» **EXERCISE DESCRIPTION**
Retype the records below from their first line through the line holding "the modal ---------- */", including both ends and no pictures.

---- DATA ROWS

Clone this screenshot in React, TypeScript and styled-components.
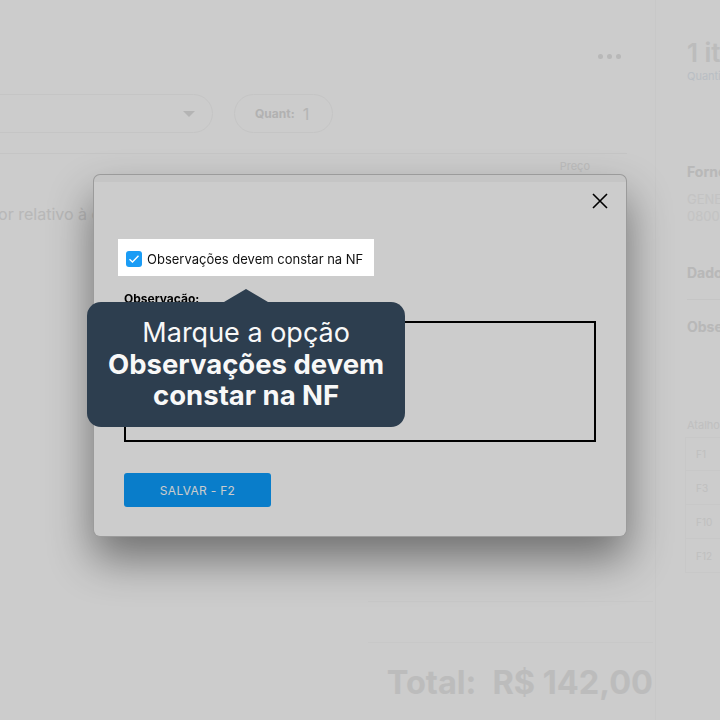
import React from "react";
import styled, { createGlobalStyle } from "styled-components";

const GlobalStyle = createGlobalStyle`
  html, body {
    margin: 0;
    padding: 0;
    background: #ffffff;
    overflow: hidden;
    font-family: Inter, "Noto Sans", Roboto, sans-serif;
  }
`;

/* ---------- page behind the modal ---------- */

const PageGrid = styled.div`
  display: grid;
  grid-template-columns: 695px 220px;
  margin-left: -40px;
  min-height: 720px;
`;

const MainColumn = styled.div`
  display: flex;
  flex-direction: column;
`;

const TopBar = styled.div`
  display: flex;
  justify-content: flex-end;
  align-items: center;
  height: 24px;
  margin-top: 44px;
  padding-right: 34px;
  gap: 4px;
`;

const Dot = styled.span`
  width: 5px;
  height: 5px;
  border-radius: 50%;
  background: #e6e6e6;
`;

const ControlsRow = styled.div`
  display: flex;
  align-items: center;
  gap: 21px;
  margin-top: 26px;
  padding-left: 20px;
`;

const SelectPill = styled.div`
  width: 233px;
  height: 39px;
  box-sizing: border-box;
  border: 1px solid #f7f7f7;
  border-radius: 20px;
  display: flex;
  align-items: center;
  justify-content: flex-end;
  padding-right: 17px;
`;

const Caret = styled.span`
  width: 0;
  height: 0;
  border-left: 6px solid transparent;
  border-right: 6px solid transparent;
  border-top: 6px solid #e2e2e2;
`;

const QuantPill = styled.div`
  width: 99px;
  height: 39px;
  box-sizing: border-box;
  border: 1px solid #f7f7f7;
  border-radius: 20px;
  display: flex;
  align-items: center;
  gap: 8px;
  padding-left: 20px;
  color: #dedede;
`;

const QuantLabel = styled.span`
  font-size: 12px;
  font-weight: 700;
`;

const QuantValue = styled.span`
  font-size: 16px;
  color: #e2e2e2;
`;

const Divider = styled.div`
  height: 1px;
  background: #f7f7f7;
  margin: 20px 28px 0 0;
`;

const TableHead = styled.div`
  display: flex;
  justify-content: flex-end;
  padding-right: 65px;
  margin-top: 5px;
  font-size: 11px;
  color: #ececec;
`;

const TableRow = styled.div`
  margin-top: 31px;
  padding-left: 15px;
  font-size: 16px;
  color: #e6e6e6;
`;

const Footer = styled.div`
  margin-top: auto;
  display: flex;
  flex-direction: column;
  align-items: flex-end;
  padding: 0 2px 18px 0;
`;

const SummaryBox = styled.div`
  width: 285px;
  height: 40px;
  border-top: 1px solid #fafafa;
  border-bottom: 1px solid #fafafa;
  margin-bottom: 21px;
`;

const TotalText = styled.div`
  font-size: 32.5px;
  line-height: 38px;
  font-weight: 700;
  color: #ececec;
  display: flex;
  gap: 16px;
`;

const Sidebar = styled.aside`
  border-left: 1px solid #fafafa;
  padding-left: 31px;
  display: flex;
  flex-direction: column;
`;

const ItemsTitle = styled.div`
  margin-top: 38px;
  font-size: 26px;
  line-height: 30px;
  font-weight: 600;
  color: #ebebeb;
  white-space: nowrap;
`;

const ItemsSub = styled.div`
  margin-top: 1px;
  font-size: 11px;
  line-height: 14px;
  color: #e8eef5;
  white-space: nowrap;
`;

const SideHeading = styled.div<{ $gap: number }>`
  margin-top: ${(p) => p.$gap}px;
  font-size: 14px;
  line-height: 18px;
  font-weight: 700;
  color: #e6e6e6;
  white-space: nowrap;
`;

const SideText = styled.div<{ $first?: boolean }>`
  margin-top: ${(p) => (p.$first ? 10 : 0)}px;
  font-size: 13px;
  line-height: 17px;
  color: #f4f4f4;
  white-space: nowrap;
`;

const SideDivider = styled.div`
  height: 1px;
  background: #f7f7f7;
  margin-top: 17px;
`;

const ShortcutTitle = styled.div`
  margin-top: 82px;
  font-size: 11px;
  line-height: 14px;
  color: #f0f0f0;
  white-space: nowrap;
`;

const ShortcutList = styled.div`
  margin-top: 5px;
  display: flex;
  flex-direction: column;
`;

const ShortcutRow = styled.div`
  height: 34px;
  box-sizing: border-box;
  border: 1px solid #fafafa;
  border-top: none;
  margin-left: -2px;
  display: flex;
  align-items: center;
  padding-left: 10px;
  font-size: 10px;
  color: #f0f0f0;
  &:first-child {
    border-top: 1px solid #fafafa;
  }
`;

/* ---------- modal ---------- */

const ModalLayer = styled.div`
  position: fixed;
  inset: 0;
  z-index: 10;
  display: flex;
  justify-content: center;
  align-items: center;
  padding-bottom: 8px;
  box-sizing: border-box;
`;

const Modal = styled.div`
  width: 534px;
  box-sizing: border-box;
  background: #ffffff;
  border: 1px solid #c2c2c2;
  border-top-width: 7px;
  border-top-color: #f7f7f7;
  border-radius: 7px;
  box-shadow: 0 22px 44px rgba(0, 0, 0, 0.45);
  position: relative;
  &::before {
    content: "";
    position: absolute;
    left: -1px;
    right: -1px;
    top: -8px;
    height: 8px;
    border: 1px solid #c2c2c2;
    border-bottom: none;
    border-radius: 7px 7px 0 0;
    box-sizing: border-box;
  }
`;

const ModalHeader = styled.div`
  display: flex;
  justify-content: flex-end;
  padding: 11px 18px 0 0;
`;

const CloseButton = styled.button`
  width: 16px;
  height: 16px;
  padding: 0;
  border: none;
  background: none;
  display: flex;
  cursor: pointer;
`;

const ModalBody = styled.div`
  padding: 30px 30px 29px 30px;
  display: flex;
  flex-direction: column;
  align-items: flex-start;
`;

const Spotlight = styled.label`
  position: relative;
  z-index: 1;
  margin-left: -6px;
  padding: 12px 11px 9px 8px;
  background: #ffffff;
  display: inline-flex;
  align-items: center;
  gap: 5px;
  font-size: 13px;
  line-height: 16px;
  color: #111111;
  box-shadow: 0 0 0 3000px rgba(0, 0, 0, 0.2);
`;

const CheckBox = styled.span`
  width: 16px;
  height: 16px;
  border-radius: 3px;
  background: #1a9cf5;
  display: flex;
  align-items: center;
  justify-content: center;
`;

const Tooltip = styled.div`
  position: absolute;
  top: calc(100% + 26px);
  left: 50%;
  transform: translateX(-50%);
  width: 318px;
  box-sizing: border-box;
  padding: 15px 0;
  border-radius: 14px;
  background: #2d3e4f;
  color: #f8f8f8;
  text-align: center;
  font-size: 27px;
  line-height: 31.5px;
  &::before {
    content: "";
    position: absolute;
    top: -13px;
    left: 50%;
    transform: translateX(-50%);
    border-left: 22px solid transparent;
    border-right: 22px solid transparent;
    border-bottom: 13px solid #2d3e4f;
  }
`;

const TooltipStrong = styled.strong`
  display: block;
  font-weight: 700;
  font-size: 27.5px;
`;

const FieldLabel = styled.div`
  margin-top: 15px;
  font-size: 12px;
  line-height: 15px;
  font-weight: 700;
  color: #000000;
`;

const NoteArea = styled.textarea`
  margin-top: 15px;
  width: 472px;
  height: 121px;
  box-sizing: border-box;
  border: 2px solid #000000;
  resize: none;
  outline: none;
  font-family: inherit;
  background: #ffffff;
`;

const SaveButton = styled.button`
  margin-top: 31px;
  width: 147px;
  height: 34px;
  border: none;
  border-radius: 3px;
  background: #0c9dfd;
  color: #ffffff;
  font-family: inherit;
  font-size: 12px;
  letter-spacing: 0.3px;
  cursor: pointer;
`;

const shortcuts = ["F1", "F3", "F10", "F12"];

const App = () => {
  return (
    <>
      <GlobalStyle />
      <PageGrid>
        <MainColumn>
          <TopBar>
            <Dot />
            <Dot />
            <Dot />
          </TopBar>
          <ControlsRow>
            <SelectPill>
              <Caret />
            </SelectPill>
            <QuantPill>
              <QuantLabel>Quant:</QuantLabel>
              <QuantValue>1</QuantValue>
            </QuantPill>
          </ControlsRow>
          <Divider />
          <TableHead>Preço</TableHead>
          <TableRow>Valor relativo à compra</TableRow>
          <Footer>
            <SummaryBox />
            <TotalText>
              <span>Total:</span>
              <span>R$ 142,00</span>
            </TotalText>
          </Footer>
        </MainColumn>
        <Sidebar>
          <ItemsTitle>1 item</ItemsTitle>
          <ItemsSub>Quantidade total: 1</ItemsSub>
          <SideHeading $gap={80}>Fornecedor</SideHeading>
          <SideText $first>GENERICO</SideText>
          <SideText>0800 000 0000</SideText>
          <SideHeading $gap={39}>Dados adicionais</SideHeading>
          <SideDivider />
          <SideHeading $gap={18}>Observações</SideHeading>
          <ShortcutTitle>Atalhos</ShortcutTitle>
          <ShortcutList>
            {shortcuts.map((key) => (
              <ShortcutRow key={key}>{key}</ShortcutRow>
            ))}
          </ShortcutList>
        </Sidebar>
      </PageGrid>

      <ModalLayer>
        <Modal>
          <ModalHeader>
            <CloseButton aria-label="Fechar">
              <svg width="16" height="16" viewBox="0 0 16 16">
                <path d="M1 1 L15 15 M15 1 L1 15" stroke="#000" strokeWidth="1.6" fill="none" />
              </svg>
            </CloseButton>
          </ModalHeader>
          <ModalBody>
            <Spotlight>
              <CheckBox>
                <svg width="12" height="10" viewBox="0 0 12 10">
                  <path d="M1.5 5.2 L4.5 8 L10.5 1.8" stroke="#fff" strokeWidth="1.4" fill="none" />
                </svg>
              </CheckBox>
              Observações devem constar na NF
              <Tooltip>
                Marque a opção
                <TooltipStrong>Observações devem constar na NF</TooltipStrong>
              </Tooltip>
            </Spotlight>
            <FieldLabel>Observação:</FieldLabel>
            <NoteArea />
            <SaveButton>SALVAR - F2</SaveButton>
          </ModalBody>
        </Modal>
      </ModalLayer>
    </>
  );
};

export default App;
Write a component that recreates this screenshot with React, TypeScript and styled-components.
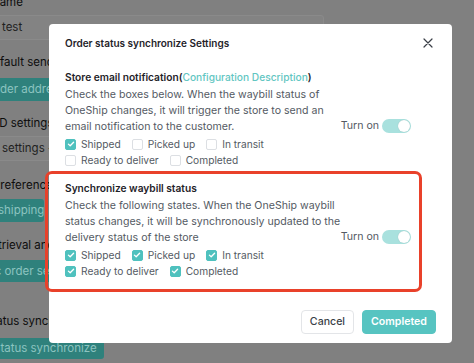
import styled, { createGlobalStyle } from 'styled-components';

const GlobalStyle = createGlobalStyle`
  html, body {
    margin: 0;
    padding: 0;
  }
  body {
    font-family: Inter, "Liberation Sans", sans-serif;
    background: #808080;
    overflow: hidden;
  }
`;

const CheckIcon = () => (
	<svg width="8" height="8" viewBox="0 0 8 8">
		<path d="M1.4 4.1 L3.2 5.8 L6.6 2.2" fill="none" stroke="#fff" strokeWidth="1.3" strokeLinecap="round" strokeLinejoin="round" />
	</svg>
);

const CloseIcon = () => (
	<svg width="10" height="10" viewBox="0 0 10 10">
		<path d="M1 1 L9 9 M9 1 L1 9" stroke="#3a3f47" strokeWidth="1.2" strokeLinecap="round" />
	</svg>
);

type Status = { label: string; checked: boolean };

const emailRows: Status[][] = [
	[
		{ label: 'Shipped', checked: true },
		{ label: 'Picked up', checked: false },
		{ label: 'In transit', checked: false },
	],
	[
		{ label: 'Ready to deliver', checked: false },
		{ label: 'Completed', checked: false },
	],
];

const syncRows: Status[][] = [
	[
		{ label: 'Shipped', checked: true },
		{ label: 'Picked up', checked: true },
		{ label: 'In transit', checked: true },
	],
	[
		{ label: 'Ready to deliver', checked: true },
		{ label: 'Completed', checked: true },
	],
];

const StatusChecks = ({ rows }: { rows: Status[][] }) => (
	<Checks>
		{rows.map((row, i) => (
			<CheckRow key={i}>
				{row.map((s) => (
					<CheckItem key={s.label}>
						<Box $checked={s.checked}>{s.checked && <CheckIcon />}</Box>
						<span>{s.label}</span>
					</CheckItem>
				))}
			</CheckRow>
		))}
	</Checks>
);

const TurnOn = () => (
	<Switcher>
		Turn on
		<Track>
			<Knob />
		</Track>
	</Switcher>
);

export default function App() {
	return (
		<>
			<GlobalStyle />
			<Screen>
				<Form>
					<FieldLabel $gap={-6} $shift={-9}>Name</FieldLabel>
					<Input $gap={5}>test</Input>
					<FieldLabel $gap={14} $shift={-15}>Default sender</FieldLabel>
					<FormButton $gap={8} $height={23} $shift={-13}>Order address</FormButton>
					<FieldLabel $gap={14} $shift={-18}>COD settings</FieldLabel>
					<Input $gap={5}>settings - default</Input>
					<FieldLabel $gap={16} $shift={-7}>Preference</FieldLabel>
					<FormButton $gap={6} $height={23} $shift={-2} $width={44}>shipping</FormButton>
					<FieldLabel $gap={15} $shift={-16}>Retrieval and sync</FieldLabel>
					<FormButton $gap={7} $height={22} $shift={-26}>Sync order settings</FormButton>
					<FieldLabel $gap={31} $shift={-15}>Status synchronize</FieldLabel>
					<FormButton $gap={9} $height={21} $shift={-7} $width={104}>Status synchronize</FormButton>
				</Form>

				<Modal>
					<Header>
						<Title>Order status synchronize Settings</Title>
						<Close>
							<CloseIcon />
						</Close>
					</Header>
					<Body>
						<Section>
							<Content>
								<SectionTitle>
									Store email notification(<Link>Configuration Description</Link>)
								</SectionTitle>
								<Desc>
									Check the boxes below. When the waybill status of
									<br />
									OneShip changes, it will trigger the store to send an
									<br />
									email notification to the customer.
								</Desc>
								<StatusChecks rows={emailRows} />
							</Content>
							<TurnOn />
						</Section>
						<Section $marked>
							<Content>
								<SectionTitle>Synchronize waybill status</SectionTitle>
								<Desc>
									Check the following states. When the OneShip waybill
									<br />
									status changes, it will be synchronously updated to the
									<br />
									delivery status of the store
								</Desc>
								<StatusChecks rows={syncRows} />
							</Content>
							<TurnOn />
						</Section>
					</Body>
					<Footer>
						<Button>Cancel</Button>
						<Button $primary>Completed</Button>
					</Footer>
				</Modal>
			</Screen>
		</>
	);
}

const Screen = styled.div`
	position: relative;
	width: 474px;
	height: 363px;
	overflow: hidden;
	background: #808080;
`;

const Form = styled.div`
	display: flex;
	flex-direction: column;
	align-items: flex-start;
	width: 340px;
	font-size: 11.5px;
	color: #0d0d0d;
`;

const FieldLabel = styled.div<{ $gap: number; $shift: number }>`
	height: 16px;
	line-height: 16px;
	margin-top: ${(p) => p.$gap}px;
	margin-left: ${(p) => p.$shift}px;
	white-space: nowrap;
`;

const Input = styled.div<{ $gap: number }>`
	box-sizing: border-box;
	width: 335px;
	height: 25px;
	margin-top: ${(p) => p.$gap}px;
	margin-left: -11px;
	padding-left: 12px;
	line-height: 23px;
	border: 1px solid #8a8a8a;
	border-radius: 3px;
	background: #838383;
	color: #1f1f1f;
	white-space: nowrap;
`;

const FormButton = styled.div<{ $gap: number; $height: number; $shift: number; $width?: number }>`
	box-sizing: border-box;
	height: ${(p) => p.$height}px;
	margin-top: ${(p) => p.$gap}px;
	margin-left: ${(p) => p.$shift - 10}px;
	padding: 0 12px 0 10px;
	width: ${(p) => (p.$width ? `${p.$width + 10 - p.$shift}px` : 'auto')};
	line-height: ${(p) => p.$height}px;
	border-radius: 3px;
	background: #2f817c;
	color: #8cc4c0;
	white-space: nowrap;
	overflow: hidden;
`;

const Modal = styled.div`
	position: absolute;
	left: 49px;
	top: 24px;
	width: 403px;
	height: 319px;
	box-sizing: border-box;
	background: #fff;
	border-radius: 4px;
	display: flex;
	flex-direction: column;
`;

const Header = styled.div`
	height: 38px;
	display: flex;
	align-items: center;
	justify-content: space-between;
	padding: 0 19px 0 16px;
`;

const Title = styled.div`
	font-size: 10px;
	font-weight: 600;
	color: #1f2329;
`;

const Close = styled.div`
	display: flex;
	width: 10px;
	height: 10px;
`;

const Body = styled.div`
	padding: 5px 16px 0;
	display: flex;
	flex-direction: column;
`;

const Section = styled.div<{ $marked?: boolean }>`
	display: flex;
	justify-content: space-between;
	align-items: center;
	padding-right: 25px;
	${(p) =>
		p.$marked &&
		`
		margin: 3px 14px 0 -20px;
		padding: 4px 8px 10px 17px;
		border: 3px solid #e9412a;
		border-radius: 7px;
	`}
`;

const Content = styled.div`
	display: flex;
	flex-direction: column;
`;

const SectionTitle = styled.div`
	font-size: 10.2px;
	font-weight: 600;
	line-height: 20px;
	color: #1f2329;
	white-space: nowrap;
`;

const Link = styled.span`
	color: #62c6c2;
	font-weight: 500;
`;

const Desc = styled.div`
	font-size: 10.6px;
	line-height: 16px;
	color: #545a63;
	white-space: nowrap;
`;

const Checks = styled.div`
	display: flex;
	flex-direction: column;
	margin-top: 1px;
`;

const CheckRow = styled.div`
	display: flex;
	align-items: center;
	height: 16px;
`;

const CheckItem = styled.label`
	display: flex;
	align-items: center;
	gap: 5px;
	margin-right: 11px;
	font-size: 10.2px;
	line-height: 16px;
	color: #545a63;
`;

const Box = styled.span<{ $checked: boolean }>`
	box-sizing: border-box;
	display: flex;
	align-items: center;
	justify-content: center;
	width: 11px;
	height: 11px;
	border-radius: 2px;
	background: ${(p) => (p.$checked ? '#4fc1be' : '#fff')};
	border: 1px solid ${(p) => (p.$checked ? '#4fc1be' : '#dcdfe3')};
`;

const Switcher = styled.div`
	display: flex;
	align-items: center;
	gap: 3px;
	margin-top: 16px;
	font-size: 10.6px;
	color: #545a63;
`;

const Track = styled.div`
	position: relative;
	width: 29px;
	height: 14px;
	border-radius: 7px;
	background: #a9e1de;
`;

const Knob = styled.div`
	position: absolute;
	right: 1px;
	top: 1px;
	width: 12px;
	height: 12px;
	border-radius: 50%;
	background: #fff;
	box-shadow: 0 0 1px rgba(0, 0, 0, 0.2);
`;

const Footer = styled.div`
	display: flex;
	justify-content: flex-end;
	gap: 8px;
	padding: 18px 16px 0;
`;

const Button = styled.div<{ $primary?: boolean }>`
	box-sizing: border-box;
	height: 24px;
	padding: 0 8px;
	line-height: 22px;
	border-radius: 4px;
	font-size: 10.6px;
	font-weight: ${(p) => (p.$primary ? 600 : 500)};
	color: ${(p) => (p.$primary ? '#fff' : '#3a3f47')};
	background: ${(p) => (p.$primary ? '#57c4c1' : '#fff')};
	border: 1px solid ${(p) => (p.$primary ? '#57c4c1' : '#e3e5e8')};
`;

--------

» **REPLY TO THE TASK**
Clone this screenshot in React, TypeScript and styled-components.
import React from "react";
import styled, { createGlobalStyle } from "styled-components";

const GlobalStyle = createGlobalStyle`
  html, body {
    margin: 0;
    padding: 0;
    background: #ffffff;
    overflow: hidden;
    font-family: Inter, "Noto Sans", Roboto, sans-serif;
  }
`;

/* ---------- page behind the modal ---------- */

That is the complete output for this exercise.